NASA’s Juno spacecraft will make its seventh science flyby over Jupiter’s mysterious cloud tops on Friday, Sept. 1, at 2:49 p.m. PDT (5:49 p.m. EDT and 21:49 UTC). At the time of perijove (defined as the point in Juno’s orbit when it is closest to the planet’s center), the spacecraft will be about 2,200 miles (3,500 kilometers) above the planet’s cloud tops.

Citizen scientist David Englund created this avant-garde Jovian artwork using data from the JunoCam imager on NASA’s Juno spacecraft. Image Credits: NASA/JPL-Caltech/SwRI/MSSS/David Englund

Juno launched on Aug. 5, 2011, from Cape Canaveral, Florida, and arrived in orbit around Jupiter on July 4, 2016. During its mission of exploration, Juno soars low over the planet’s cloud tops — as close as about 2,100 miles (3,400 kilometers). During these flybys, Juno is probing beneath the obscuring cloud cover of Jupiter and studying its auroras to learn more about the planet’s origins, structure, atmosphere and magnetosphere.
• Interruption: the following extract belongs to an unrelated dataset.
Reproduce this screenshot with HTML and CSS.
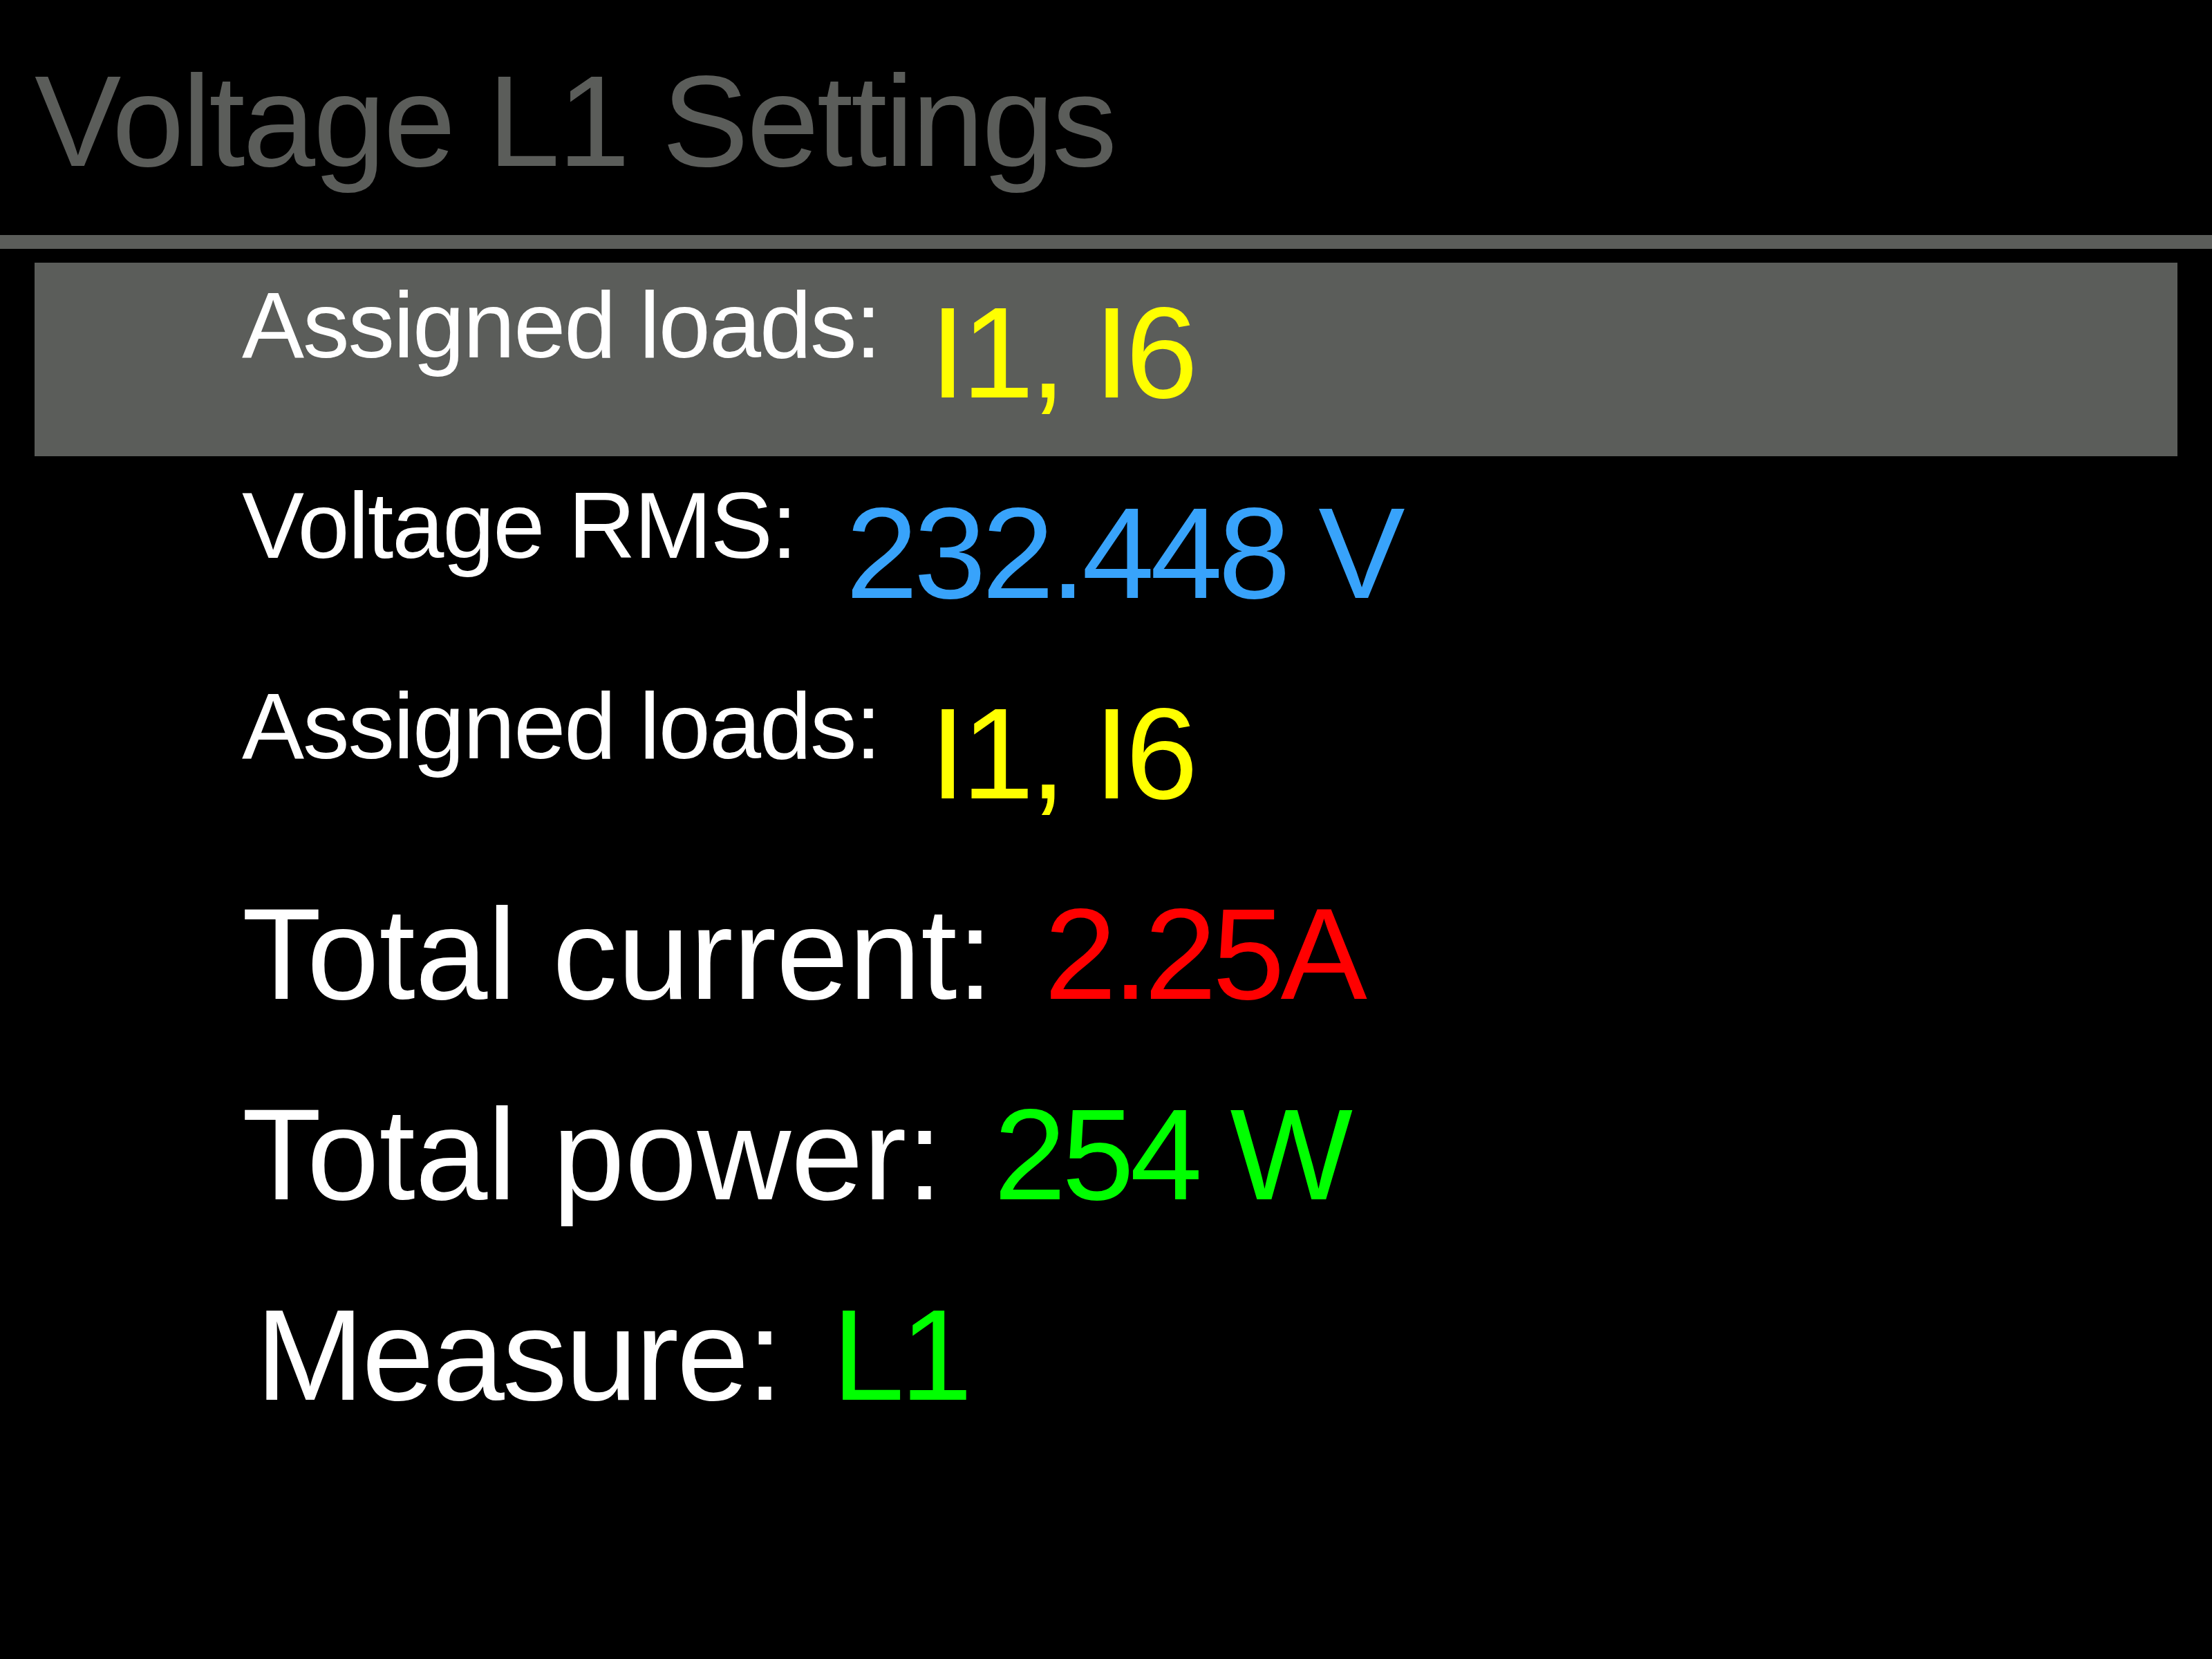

NASA’s Jet Propulsion Laboratory, Pasadena, California, manages the Juno mission for the principal investigator, Scott Bolton, of Southwest Research Institute in San Antonio. The Juno mission is part of the New Frontiers Program managed by NASA’s Marshall Space Flight Center in Huntsville, Alabama, for the Science Mission Directorate. Lockheed Martin Space Systems, Denver, built the spacecraft. JPL is a division of Caltech in Pasadena, California.